Even so, Milwaukee Public Schools is still actively recruiting and hiring for in-person teachers to eventually instruct in those hard-to-fill subjects, he said.
Harris also said the district’s $3.9 million contract with Elevate K-12 saves money in the long run, given the district is not providing benefits to those teachers. Considering benefits and salary, Harris estimates it would normally cost over $5 million to hire the same number of teachers (55) for in-person instruction.
Meanwhile, debates are still swirling about whether live virtual instruction should in fact be a long-term solution.
For instance, board members in North Carolina’s Moore County Public Schools approved the hiring of two virtual math instructors through Fullmind. But during a discussion in September on the move, board member David Hensley said he hoped this would only be an emergency fix instead of being seen as a pilot to be expanded in the future. Leaning into the mode, Hensley said, could be a “dangerous slippery slope.”
“You start outsourcing our teachers to companies like this, and what are you guys going to do when our teachers start quitting and start being virtual teachers at another school district, say in Scotland County or Raleigh, because they get more locality pay?” Hensley asked.
Given how new this model is, there’s also not much research into the impact on student achievement.
For any of these experiments, I would make sure that they’re really paying attention to the outcomes of these experiences in order to ensure that students are learning and not wasting an entire academic year before looking into the question of to what extent are kids actually learning in classrooms with virtual teachers.

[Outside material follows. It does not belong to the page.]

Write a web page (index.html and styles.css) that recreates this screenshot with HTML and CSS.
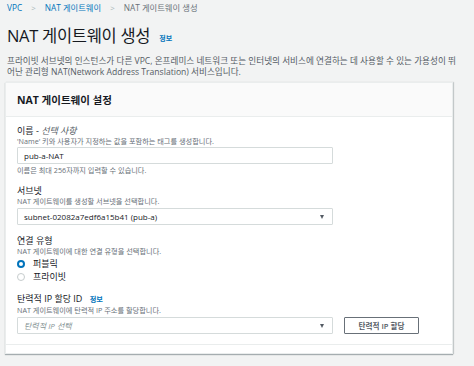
FILE: index.html
```html
<!DOCTYPE html>
<html lang="ko">
<head>
<meta charset="utf-8">
<link rel="stylesheet" href="styles.css">
</head>
<body>
<div class="page">
  <nav class="breadcrumb">
    <a class="crumb-link">VPC</a>
    <span class="crumb-sep">&gt;</span>
    <a class="crumb-link">NAT 게이트웨이</a>
    <span class="crumb-sep">&gt;</span>
    <span class="crumb-current">NAT 게이트웨이 생성</span>
  </nav>
  <div class="title-row">
    <h1 class="title">NAT 게이트웨이 생성</h1>
    <a class="info-link info-title">정보</a>
  </div>
  <p class="page-desc">프라이빗 서브넷의 인스턴스가 다른 VPC, 온프레미스 네트워크 또는 인터넷의 서비스에 연결하는 데 사용할 수 있는 가용성이 뛰어난 관리형 NAT(Network Address Translation) 서비스입니다.</p>

  <section class="card">
    <header class="card-header">NAT 게이트웨이 설정</header>
    <div class="card-body">
      <div class="field">
        <div class="label">이름 - <i>선택 사항</i></div>
        <div class="hint">'Name' 키와 사용자가 지정하는 값을 포함하는 태그를 생성합니다.</div>
        <div class="control input">pub-a-NAT</div>
        <div class="constraint">이름은 최대 256자까지 입력할 수 있습니다.</div>
      </div>
      <div class="field">
        <div class="label">서브넷</div>
        <div class="hint">NAT 게이트웨이를 생성할 서브넷을 선택합니다.</div>
        <div class="control select"><span>subnet-02082a7edf6a15b41 (pub-a)</span><span class="caret"></span></div>
      </div>
      <div class="field">
        <div class="label">연결 유형</div>
        <div class="hint">NAT 게이트웨이에 대한 연결 유형을 선택합니다.</div>
        <div class="radios">
          <div class="radio-row"><span class="radio checked"></span><span>퍼블릭</span></div>
          <div class="radio-row"><span class="radio"></span><span>프라이빗</span></div>
        </div>
      </div>
      <div class="field">
        <div class="label">탄력적 IP 할당 ID <a class="info-link info-label">정보</a></div>
        <div class="hint">NAT 게이트웨이에 탄력적 IP 주소를 할당합니다.</div>
        <div class="control-row">
          <div class="control select placeholder"><span>탄력적 IP 선택</span><span class="caret"></span></div>
          <button class="btn">탄력적 IP 할당</button>
        </div>
      </div>
    </div>
    <div class="card-footer"></div>
  </section>
</div>
</body>
</html>
```

FILE: styles.css
```css
* { box-sizing: border-box; }
html, body { margin: 0; padding: 0; }
body {
  background: #f2f3f3;
  font-family: "Open Sans", "Noto Sans CJK KR", sans-serif;
  color: #16191f;
  width: 474px;
  height: 366px;
  overflow: hidden;
}
.page { padding: 0 0 0 7px; }

.breadcrumb {
  height: 16px;
  line-height: 16px;
  font-size: 8.3px;
  display: flex;
  align-items: center;
  gap: 9px;
  white-space: nowrap;
}
.crumb-link { color: #0073bb; }
.crumb-sep { color: #aab7b8; font-size: 8px; }
.crumb-current { color: #687078; }

.title-row {
  margin-top: 8px;
  height: 24px;
  display: flex;
  align-items: center;
  gap: 9px;
}
.title {
  margin: 0;
  font-size: 16.5px;
  font-weight: 400;
  line-height: 24px;
  letter-spacing: -0.3px;
  color: #16191f;
}
.info-link { color: #0073bb; font-weight: 700; }
.info-title { font-size: 7px; margin-top: 4px; }

.page-desc {
  margin: 8px 0 0 0;
  width: 451px;
  font-size: 8.6px;
  line-height: 11px;
  color: #545b64;
  word-break: break-all;
}

.card {
  margin: 4px 0 0 -2px;
  width: 448px;
  background: #fff;
  border: 1px solid #eaeded;
  box-shadow: 0 1px 1px 0 rgba(0, 28, 36, 0.3), 1px 0 1px 0 rgba(0, 28, 36, 0.15);
}
.card-header {
  height: 34px;
  line-height: 34px;
  padding-left: 11px;
  background: #fafafa;
  border-bottom: 1px solid #eaeded;
  font-size: 10.5px;
  font-weight: 700;
  color: #16191f;
}
.card-body {
  padding: 8px 11px 10px 11px;
}
.card-footer {
  height: 9px;
  border-top: 1px solid #eaeded;
}

.field + .field { margin-top: 10px; }
.label {
  font-size: 9px;
  line-height: 11px;
  color: #16191f;
}
.label i { font-style: italic; color: #545b64; }
.info-label { font-size: 7.2px; margin-left: 5px; }
.hint {
  font-size: 7.2px;
  line-height: 10px;
  color: #687078;
}
.constraint {
  margin-top: 1px;
  font-size: 7.2px;
  line-height: 10px;
  color: #687078;
}
.control {
  width: 316px;
  height: 17px;
  border: 1px solid #d5dbdb;
  border-radius: 1px;
  background: #fff;
  padding: 0 6px;
  font-size: 8px;
  line-height: 15px;
  color: #16191f;
}
.input { margin-top: 1px; }
.select {
  margin-top: 2px;
  display: flex;
  align-items: center;
  justify-content: space-between;
  padding-right: 8px;
}
.select.placeholder { color: #879596; font-style: italic; }
.caret {
  width: 0;
  height: 0;
  border-left: 2.5px solid transparent;
  border-right: 2.5px solid transparent;
  border-top: 4px solid #545b64;
}

.radios { margin-top: 1px; }
.radio-row {
  height: 13px;
  display: flex;
  align-items: center;
  gap: 8px;
  font-size: 9px;
  color: #16191f;
}
.radio {
  width: 8px;
  height: 8px;
  border-radius: 50%;
  border: 1px solid #c6cccd;
  background: #fff;
}
.radio.checked { border: 2.5px solid #0073bb; }

.control-row {
  margin-top: 2px;
  display: flex;
  align-items: center;
  gap: 11px;
}
.control-row .select { margin-top: 0; }
.btn {
  width: 75px;
  height: 17px;
  padding: 0;
  background: #fff;
  border: 1px solid #687078;
  border-radius: 1px;
  font-family: "Open Sans", "Noto Sans CJK KR", sans-serif;
  font-size: 7.6px;
  font-weight: 600;
  color: #545b64;
}
```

President of the National Council on Teacher Quality
Heather Peske, president of the National Council on Teacher Quality, said the bottom line is that schools must ensure students are being instructed by teachers with the content knowledge and skills to be impactful.
“For any of these experiments, I would make sure that they’re really paying attention to the outcomes of these experiences in order to ensure that students are learning and not wasting an entire academic year before looking into the question of to what extent are kids actually learning in classrooms with virtual teachers,” Peske said.
During the pandemic, students’ relationships with teachers suffered when they could only connect over Zoom, Peske said. That’s why it’s key for districts using virtual instruction to ensure students can develop meaningful in-person interactions with other adults in a school building, she added.
“We know that is really important to their learning, and without it, their academic and social outcomes and their sense of belonging may really suffer,” Peske said.